At the last instant, she retracted her claws and hit him with a palm to the forehead, banged the back of his head against the floor, hard—
She saw the whites of his eyes roll up as he lost consciousness…
Kay said, “I might break one of those restraints. Three should be sufficient to hold him.”
Formentara said, “Maybe. Or he could overload his Golgi stretch-reflex and snap half the bones in his body with the force of his contractions. Get loose, or kill himself, neither of which we want.”
Kay had glued the claw wounds on his chest shut and helped Formentara strap him to the augmentation table. He was coming around, blinking, disoriented.
“Can you get him to tell us what we want?”
“Oh, yeah. I’ll be able to shunt stuff back and forth enough so he’ll talk.”
“I wouldn’t bet on that,” Gee said.
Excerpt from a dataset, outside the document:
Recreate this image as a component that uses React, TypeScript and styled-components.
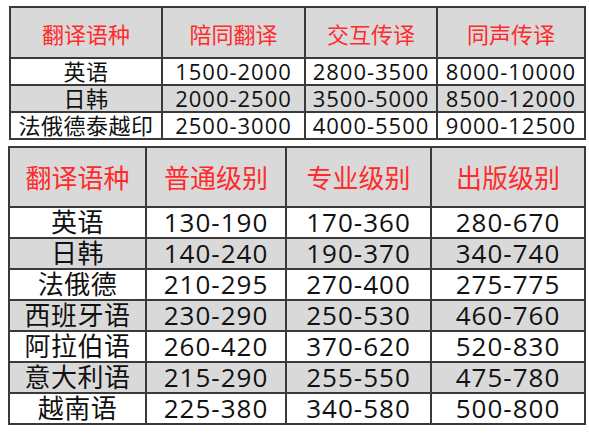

He managed a weak smile.
“You could have a dozen traps in you,” zhe said. “Now that I know what I’m dealing with, I’ll be able to find and disarm them all.”
“I don’t doubt it. But you won’t get that far. See you on the other side, hey?”
Zhe reached for a control, but it was too late. His eyes bulged, and the whites went red with hemorrhages. He exhaled, a death rattle, and was gone.
“Shit! Shit, shit, shit, shit!”
Kay looked at hir.
“He had a demand-explosive charge in his skull! A biobomb powerful enough to cook his fucking brain! Shit!”
Kay stared at the body.
Well. This could not be counted a major victory.